### What the task requires:
Can you output the material exactly as written, minus any pictures it holds?

··········

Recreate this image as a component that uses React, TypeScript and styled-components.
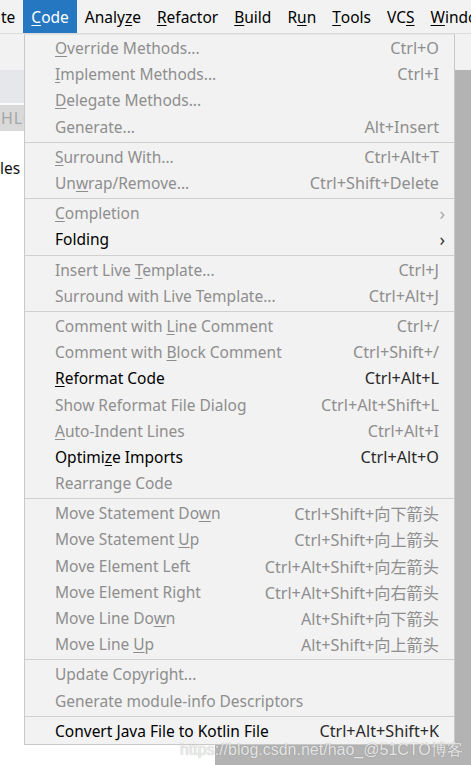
import React from 'react'
import styled, { createGlobalStyle } from 'styled-components'

type Item = {
  label: string;
  mn?: number;
  key?: string;
  on?: boolean;
  sub?: boolean;
}

const groups: Item[][] = [
  [
    { label: 'Override Methods...', mn: 0, key: 'Ctrl+O' },
    { label: 'Implement Methods...', mn: 0, key: 'Ctrl+I' },
    { label: 'Delegate Methods...', mn: 0 },
    { label: 'Generate...', key: 'Alt+Insert' },
  ],
  [
    { label: 'Surround With...', mn: 0, key: 'Ctrl+Alt+T' },
    { label: 'Unwrap/Remove...', mn: 2, key: 'Ctrl+Shift+Delete' },
  ],
  [
    { label: 'Completion', mn: 0, sub: true },
    { label: 'Folding', on: true, sub: true },
  ],
  [
    { label: 'Insert Live Template...', mn: 12, key: 'Ctrl+J' },
    { label: 'Surround with Live Template...', key: 'Ctrl+Alt+J' },
  ],
  [
    { label: 'Comment with Line Comment', mn: 13, key: 'Ctrl+/' },
    { label: 'Comment with Block Comment', mn: 13, key: 'Ctrl+Shift+/' },
    { label: 'Reformat Code', mn: 0, key: 'Ctrl+Alt+L', on: true },
    { label: 'Show Reformat File Dialog', key: 'Ctrl+Alt+Shift+L' },
    { label: 'Auto-Indent Lines', mn: 0, key: 'Ctrl+Alt+I' },
    { label: 'Optimize Imports', mn: 6, key: 'Ctrl+Alt+O', on: true },
    { label: 'Rearrange Code' },
  ],
  [
    { label: 'Move Statement Down', mn: 17, key: 'Ctrl+Shift+向下箭头' },
    { label: 'Move Statement Up', mn: 15, key: 'Ctrl+Shift+向上箭头' },
    { label: 'Move Element Left', key: 'Ctrl+Alt+Shift+向左箭头' },
    { label: 'Move Element Right', key: 'Ctrl+Alt+Shift+向右箭头' },
    { label: 'Move Line Down', mn: 12, key: 'Alt+Shift+向下箭头' },
    { label: 'Move Line Up', mn: 10, key: 'Alt+Shift+向上箭头' },
  ],
  [
    { label: 'Update Copyright...' },
    { label: 'Generate module-info Descriptors' },
  ],
  [
    { label: 'Convert Java File to Kotlin File', key: 'Ctrl+Alt+Shift+K', on: true },
  ],
]

const bar = [
  { t: 'te' },
  { t: 'Code', mn: 0, active: true },
  { t: 'Analyze', mn: 5 },
  { t: 'Refactor', mn: 0 },
  { t: 'Build', mn: 0 },
  { t: 'Run', mn: 1 },
  { t: 'Tools', mn: 0 },
  { t: 'VCS', mn: 2 },
  { t: 'Window', mn: 0 },
]

const withMnemonic = (text: string, mn?: number) => {
  if (mn === undefined) return text
  return (
    <>
      {text.slice(0, mn)}
      <U>{text[mn]}</U>
      {text.slice(mn + 1)}
    </>
  )
}

const App: React.FC = () => {
  return (
    <Screen>
      <GlobalStyle />
      <MenuBar>
        {bar.map((b) => (
          <BarItem key={b.t} $active={!!b.active}>{withMnemonic(b.t, b.mn)}</BarItem>
        ))}
      </MenuBar>
      <TabStrip />
      <Workspace>
        <EditorPane>
          <Breadcrumb />
          <Header>HLC</Header>
          <Content>
            <Line>les</Line>
          </Content>
        </EditorPane>
        <SidePane />
      </Workspace>

      <Popup>
        {groups.map((g, gi) => (
          <React.Fragment key={gi}>
            {gi > 0 && <Separator />}
            {g.map((it) => (
              <Row key={it.label} $on={!!it.on}>
                <Label>{withMnemonic(it.label, it.mn)}</Label>
                {it.key && <Shortcut $on={!!it.on}>{it.key}</Shortcut>}
                {it.sub && <Arrow $on={!!it.on}>›</Arrow>}
              </Row>
            ))}
          </React.Fragment>
        ))}
      </Popup>

      <Watermark>https://blog.csdn.net/hao_@51CTO博客</Watermark>
    </Screen>
  )
}

export default App

const GlobalStyle = createGlobalStyle`
  html, body {
    margin: 0;
    padding: 0;
    background: #fff;
  }
  body {
    font-family: "Noto Sans", "Noto Sans CJK SC", sans-serif;
    font-size: 15px;
  }
`;

const Screen = styled.div`
  position: relative;
  width: 471px;
  height: 765px;
  overflow: hidden;
  display: flex;
  flex-direction: column;
  background: #fff;
`;

const MenuBar = styled.div`
  height: 34px;
  flex: none;
  display: flex;
  align-items: stretch;
  background: #f2f2f2;
  border-bottom: 1px solid #dcdcdc;
  box-sizing: border-box;
  margin-left: -7px;
  white-space: nowrap;
`;

const BarItem = styled.div<{ $active: boolean }>`
  display: flex;
  align-items: center;
  padding: 0 8px;
  font-size: 15.5px;
  color: ${({ $active }) => ($active ? '#fff' : '#000')};
  background: ${({ $active }) => ($active ? '#2677c2' : 'transparent')};
`;

const U = styled.span`
  text-decoration: underline;
  text-underline-offset: 2px;
  text-decoration-thickness: 1px;
`;

const TabStrip = styled.div`
  height: 36px;
  flex: none;
  background: #f2f2f2;
`;

const Workspace = styled.div`
  flex: 1;
  display: flex;
`;

const EditorPane = styled.div`
  flex: 1;
  display: flex;
  flex-direction: column;
`;

const Breadcrumb = styled.div`
  height: 33px;
  background: #e5e7eb;
  border-bottom: 2px solid #fafafa;
`;

const Header = styled.div`
  height: 26px;
  background: #d9d9d9;
  color: #a6a6a6;
  font-size: 16px;
  line-height: 26px;
  padding-left: 1px;
  letter-spacing: 1px;
`;

const Content = styled.div`
  flex: 1;
  background: #fff;
  padding-top: 26px;
`;

const Line = styled.div`
  font-size: 15.5px;
  color: #111;
  padding-left: 0;
`;

const SidePane = styled.div`
  width: 256px;
  background: #b3b3b3;
`;

const Popup = styled.div`
  position: absolute;
  left: 24px;
  top: 34px;
  width: 431px;
  box-sizing: border-box;
  background: #f2f2f2;
  border: 1px solid #c8c8c8;
  border-top-color: #e4e4e4;
`;

const Row = styled.div<{ $on: boolean }>`
  height: 26.2px;
  display: flex;
  align-items: center;
  padding: 0 15px 0 30px;
  font-size: 15.5px;
  color: ${({ $on }) => ($on ? '#000' : '#8e8e8e')};
  white-space: nowrap;
`;

const Label = styled.span`
  flex: 1;
`;

const Shortcut = styled.span<{ $on: boolean }>`
  font-size: 16.2px;
  color: ${({ $on }) => ($on ? '#2a2a2a' : '#8e8e8e')};
`;

const Arrow = styled.span<{ $on: boolean }>`
  font-size: 18px;
  margin-right: -6px;
  color: ${({ $on }) => ($on ? '#333' : '#a8a8a8')};
`;

const Separator = styled.div`
  height: 1px;
  background: #d0d0d0;
  margin: 2px 0 1px;
`;

const Watermark = styled.div`
  position: absolute;
  left: 180px;
  top: 740px;
  font-family: "Liberation Sans", sans-serif;
  font-size: 16px;
  color: rgba(255, 255, 255, 0.8);
  text-shadow: 0 0 1px rgba(110, 110, 110, 0.7);
  white-space: nowrap;
`;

··········

### Task response:
Recreate this image as a component that uses React, TypeScript and styled-components.
import React from 'react'
import styled, { createGlobalStyle } from 'styled-components'

type Item = {
  label: string;
  mn?: number;
  key?: string;
  on?: boolean;
  sub?: boolean;
}

const groups: Item[][] = [
  [
    { label: 'Override Methods...', mn: 0, key: 'Ctrl+O' },
    { label: 'Implement Methods...', mn: 0, key: 'Ctrl+I' },
    { label: 'Delegate Methods...', mn: 0 },
    { label: 'Generate...', key: 'Alt+Insert' },
  ],
  [
    { label: 'Surround With...', mn: 0, key: 'Ctrl+Alt+T' },
    { label: 'Unwrap/Remove...', mn: 2, key: 'Ctrl+Shift+Delete' },
  ],
  [
    { label: 'Completion', mn: 0, sub: true },
    { label: 'Folding', on: true, sub: true },
  ],
  [
    { label: 'Insert Live Template...', mn: 12, key: 'Ctrl+J' },
    { label: 'Surround with Live Template...', key: 'Ctrl+Alt+J' },
  ],
  [
    { label: 'Comment with Line Comment', mn: 13, key: 'Ctrl+/' },
    { label: 'Comment with Block Comment', mn: 13, key: 'Ctrl+Shift+/' },
    { label: 'Reformat Code', mn: 0, key: 'Ctrl+Alt+L', on: true },
    { label: 'Show Reformat File Dialog', key: 'Ctrl+Alt+Shift+L' },
    { label: 'Auto-Indent Lines', mn: 0, key: 'Ctrl+Alt+I' },
    { label: 'Optimize Imports', mn: 6, key: 'Ctrl+Alt+O', on: true },
    { label: 'Rearrange Code' },
  ],
  [
    { label: 'Move Statement Down', mn: 17, key: 'Ctrl+Shift+向下箭头' },
    { label: 'Move Statement Up', mn: 15, key: 'Ctrl+Shift+向上箭头' },
    { label: 'Move Element Left', key: 'Ctrl+Alt+Shift+向左箭头' },
    { label: 'Move Element Right', key: 'Ctrl+Alt+Shift+向右箭头' },
    { label: 'Move Line Down', mn: 12, key: 'Alt+Shift+向下箭头' },
    { label: 'Move Line Up', mn: 10, key: 'Alt+Shift+向上箭头' },
  ],
  [
    { label: 'Update Copyright...' },
    { label: 'Generate module-info Descriptors' },
  ],
  [
    { label: 'Convert Java File to Kotlin File', key: 'Ctrl+Alt+Shift+K', on: true },
  ],
]

const bar = [
  { t: 'te' },
  { t: 'Code', mn: 0, active: true },
  { t: 'Analyze', mn: 5 },
  { t: 'Refactor', mn: 0 },
  { t: 'Build', mn: 0 },
  { t: 'Run', mn: 1 },
  { t: 'Tools', mn: 0 },
  { t: 'VCS', mn: 2 },
  { t: 'Window', mn: 0 },
]

const withMnemonic = (text: string, mn?: number) => {
  if (mn === undefined) return text
  return (
    <>
      {text.slice(0, mn)}
      <U>{text[mn]}</U>
      {text.slice(mn + 1)}
    </>
  )
}

const App: React.FC = () => {
  return (
    <Screen>
      <GlobalStyle />
      <MenuBar>
        {bar.map((b) => (
          <BarItem key={b.t} $active={!!b.active}>{withMnemonic(b.t, b.mn)}</BarItem>
        ))}
      </MenuBar>
      <TabStrip />
      <Workspace>
        <EditorPane>
          <Breadcrumb />
          <Header>HLC</Header>
          <Content>
            <Line>les</Line>
          </Content>
        </EditorPane>
        <SidePane />
      </Workspace>

      <Popup>
        {groups.map((g, gi) => (
          <React.Fragment key={gi}>
            {gi > 0 && <Separator />}
            {g.map((it) => (
              <Row key={it.label} $on={!!it.on}>
                <Label>{withMnemonic(it.label, it.mn)}</Label>
                {it.key && <Shortcut $on={!!it.on}>{it.key}</Shortcut>}
                {it.sub && <Arrow $on={!!it.on}>›</Arrow>}
              </Row>
            ))}
          </React.Fragment>
        ))}
      </Popup>

      <Watermark>https://blog.csdn.net/hao_@51CTO博客</Watermark>
    </Screen>
  )
}

export default App

const GlobalStyle = createGlobalStyle`
  html, body {
    margin: 0;
    padding: 0;
    background: #fff;
  }
  body {
    font-family: "Noto Sans", "Noto Sans CJK SC", sans-serif;
    font-size: 15px;
  }
`;

const Screen = styled.div`
  position: relative;
  width: 471px;
  height: 765px;
  overflow: hidden;
  display: flex;
  flex-direction: column;
  background: #fff;
`;

const MenuBar = styled.div`
  height: 34px;
  flex: none;
  display: flex;
  align-items: stretch;
  background: #f2f2f2;
  border-bottom: 1px solid #dcdcdc;
  box-sizing: border-box;
  margin-left: -7px;
  white-space: nowrap;
`;

const BarItem = styled.div<{ $active: boolean }>`
  display: flex;
  align-items: center;
  padding: 0 8px;
  font-size: 15.5px;
  color: ${({ $active }) => ($active ? '#fff' : '#000')};
  background: ${({ $active }) => ($active ? '#2677c2' : 'transparent')};
`;

const U = styled.span`
  text-decoration: underline;
  text-underline-offset: 2px;
  text-decoration-thickness: 1px;
`;

const TabStrip = styled.div`
  height: 36px;
  flex: none;
  background: #f2f2f2;
`;

const Workspace = styled.div`
  flex: 1;
  display: flex;
`;

const EditorPane = styled.div`
  flex: 1;
  display: flex;
  flex-direction: column;
`;

const Breadcrumb = styled.div`
  height: 33px;
  background: #e5e7eb;
  border-bottom: 2px solid #fafafa;
`;

const Header = styled.div`
  height: 26px;
  background: #d9d9d9;
  color: #a6a6a6;
  font-size: 16px;
  line-height: 26px;
  padding-left: 1px;
  letter-spacing: 1px;
`;

const Content = styled.div`
  flex: 1;
  background: #fff;
  padding-top: 26px;
`;

const Line = styled.div`
  font-size: 15.5px;
  color: #111;
  padding-left: 0;
`;

const SidePane = styled.div`
  width: 256px;
  background: #b3b3b3;
`;

const Popup = styled.div`
  position: absolute;
  left: 24px;
  top: 34px;
  width: 431px;
  box-sizing: border-box;
  background: #f2f2f2;
  border: 1px solid #c8c8c8;
  border-top-color: #e4e4e4;
`;

const Row = styled.div<{ $on: boolean }>`
  height: 26.2px;
  display: flex;
  align-items: center;
  padding: 0 15px 0 30px;
  font-size: 15.5px;
  color: ${({ $on }) => ($on ? '#000' : '#8e8e8e')};
  white-space: nowrap;
`;

const Label = styled.span`
  flex: 1;
`;

const Shortcut = styled.span<{ $on: boolean }>`
  font-size: 16.2px;
  color: ${({ $on }) => ($on ? '#2a2a2a' : '#8e8e8e')};
`;

const Arrow = styled.span<{ $on: boolean }>`
  font-size: 18px;
  margin-right: -6px;
  color: ${({ $on }) => ($on ? '#333' : '#a8a8a8')};
`;

const Separator = styled.div`
  height: 1px;
  background: #d0d0d0;
  margin: 2px 0 1px;
`;

const Watermark = styled.div`
  position: absolute;
  left: 180px;
  top: 740px;
  font-family: "Liberation Sans", sans-serif;
  font-size: 16px;
  color: rgba(255, 255, 255, 0.8);
  text-shadow: 0 0 1px rgba(110, 110, 110, 0.7);
  white-space: nowrap;
`;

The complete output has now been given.